Während sich gerade die Scheinwerfer dieser Welt auf die USA und Donald Trump richten, werden in den Tunneln unterhalb von Gaza noch immer Dutzende Geiseln von der palästinensischen Terrororganisation Hamas festgehalten. Düster sind nicht nur die Gänge in den Tunneln, sondern auch die jüngsten Einschätzungen des israelischen Geheimdienstes, wonach offenbar nur noch die Hälfte der noch vermissten 101 Geiseln am Leben sei.
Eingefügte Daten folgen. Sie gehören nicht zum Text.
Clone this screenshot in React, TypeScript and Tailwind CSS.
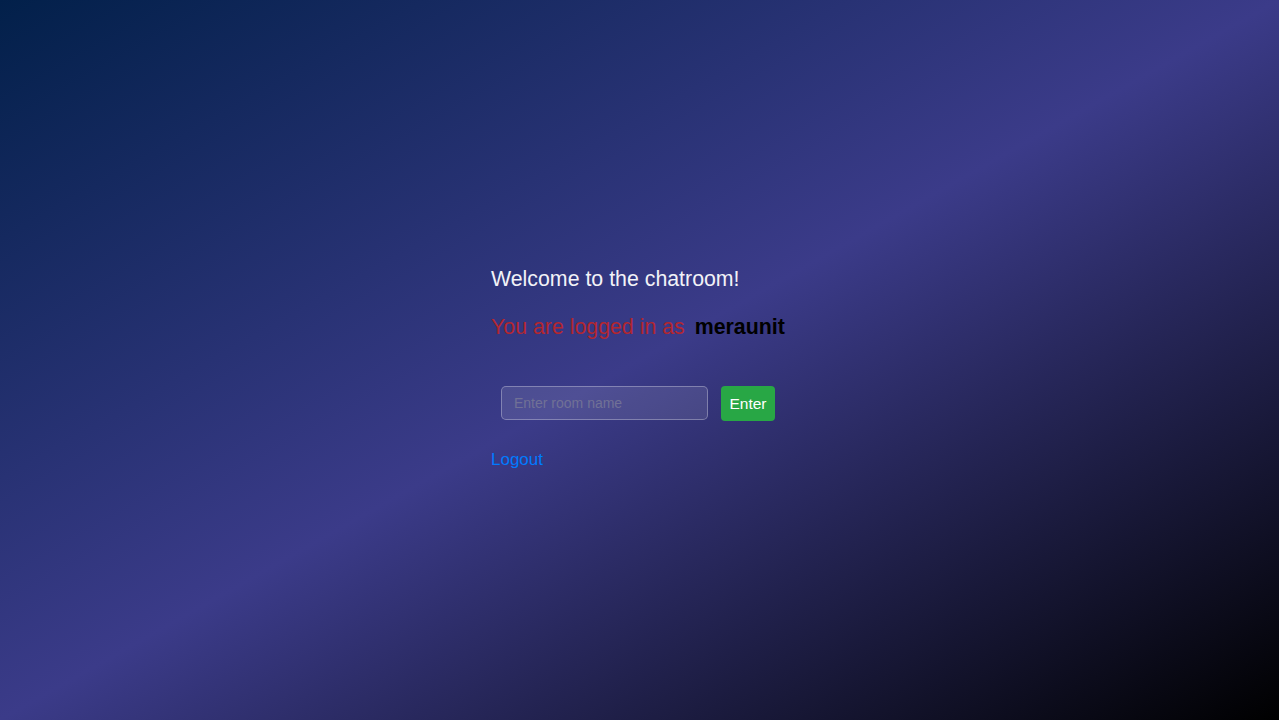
import React from "react";

export default function App() {
  return (
    <div
      className="min-h-screen w-full bg-[linear-gradient(to_bottom_right,#02204a,#3b3b89_50%,#000000)] pt-[267px]"
      style={{ fontFamily: '"Liberation Sans", Arial, sans-serif' }}
    >
      <div className="mx-auto flex w-[297px] flex-col items-start">
        <h2 className="text-[21.33px] leading-[24px] text-[#f2f2f7] font-normal">
          Welcome to the chatroom!
        </h2>
        <div className="mt-[24px] flex items-baseline gap-[10px] text-[21.33px] leading-[24px] whitespace-nowrap">
          <span className="text-[#b3262f]">You are logged in as</span>
          <span className="font-bold text-black">meraunit</span>
        </div>
        <div className="mt-[47px] ml-[10px] flex items-start gap-[13px]">
          <input
            type="text"
            placeholder="Enter room name"
            className="h-[34px] w-[207px] rounded-[5px] border border-white/30 bg-white/10 px-[12px] text-[14px] text-white outline-none placeholder:text-[#717196]"
          />
          <button className="h-[35px] w-[54px] rounded-[4px] bg-[#28a745] text-[15.5px] text-white">
            Enter
          </button>
        </div>
        <a href="#" className="mt-[29px] text-[17px] leading-[20px] text-[#007bff]">
          Logout
        </a>
      </div>
    </div>
  );
}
Der Westen empört sich – zu Recht –, dass ein despotischer, frauenfeindlicher und gefährlicher Mensch, dessen Traum vom Diktator an diesem Mittwoch in Erfüllung ging, und der wirres Zeug redet, zum 47. Präsidenten der Vereinigten Staaten von Amerika gewählt wurde. Auch mit guten Gründen wird wortreich Israels Ministerpräsident Benjamin Netanjahu kritisiert, der gestern Abend seinen Verteidigungsminister Yoav Gallant feuerte und seinem rechtsnationalen Kabinett neues Terrain für riskante politische Spiele ebnete.
Israel Katz, ein Mann mit offensichtlich wenig militärischer Sachkenntnis, jedoch umso mehr dafür bekannt, schrille Töne von sich zu geben, ist bereits auf Gallants frei gewordenen Posten nachgerückt. Einmal mehr wird die politische Weltbühne, sei es in Israel oder in den USA von lauten und schrägen Vögeln dominiert – wahrlich ein Grund zur Sorge.
Trotzdem scheint offenbar niemand darüber besorgt zu sein, wenn Nachrichten bekannt werden wie zum Beispiel die, dass die Hamas abermals einen Vorschlag für einen kurzfristigen Waffenstillstand im Austausch für die Freilassung von israelischen Geiseln abgelehnt hat.
Warum empört sich hier niemand? Warum wird einmal mehr unüberhörbar laut darüber geschwiegen, was das Kalkül der Hamas ist, das jedes Interesse an einer Waffenruhe unterbindet?
Eines ist klar: Solange der ungelöste Geiseldeal Status Quo bleibt, lenkt er unweigerlich und kontinuierlich Aufmerksamkeit auf den Konflikt und mobilisiert weiterhin Terror-Sympathisanten für den Krieg. Selbst wenn internationale Akteure zu einer Lösung des Konflikts drängen.
Die Hamas spekuliert darauf und missbraucht ein Aufschub der Verhandlungen, um weiterhin den Druck auf Israel zu erhöhen, was, wie sich im Falle Gallants soeben gezeigt hat, auch zunehmend die politischen und sozialen Spannungen im Lande verstärkt. Auf den scheidenden Gallant, der sich als einer der wenigen israelischen Regierungsmitglieder neben militärischem Druck zugleich auch stark um einen diplomatischen Kurs bemühte, folgt ein weniger zu Diplomatie bereiter Israel Katz – und die Rechnung der Hamas scheint aufzugehen und könnte einfacher nicht sein: Frieden? Nein danke!
Selbst wenn Netanjahu aktuell in Europa kaum noch Freunde hat, ist er eben doch »einer von uns«, er wird von der Weltgemeinschaft mit eigenen Standards gemessen. Die Hamas nicht – und das kostet sie schamlos aus.
Hier müssten also die sonst so scharfen Kritiker gegen Netanjahu und seine Gefährten ansetzen, wenn es darum geht, die Hamas-Terroristen, aus demselben machistischen Holz geschnitzt wie ein Donald Trump-, zu verurteilen.
Zur Erinnerung: Das von vielen Seiten lang ersehnte Kriegsende kann nicht nur allein von Israel hergestellt werden. Die Hamas muss einlenken - und die Geiseln endlich freilassen.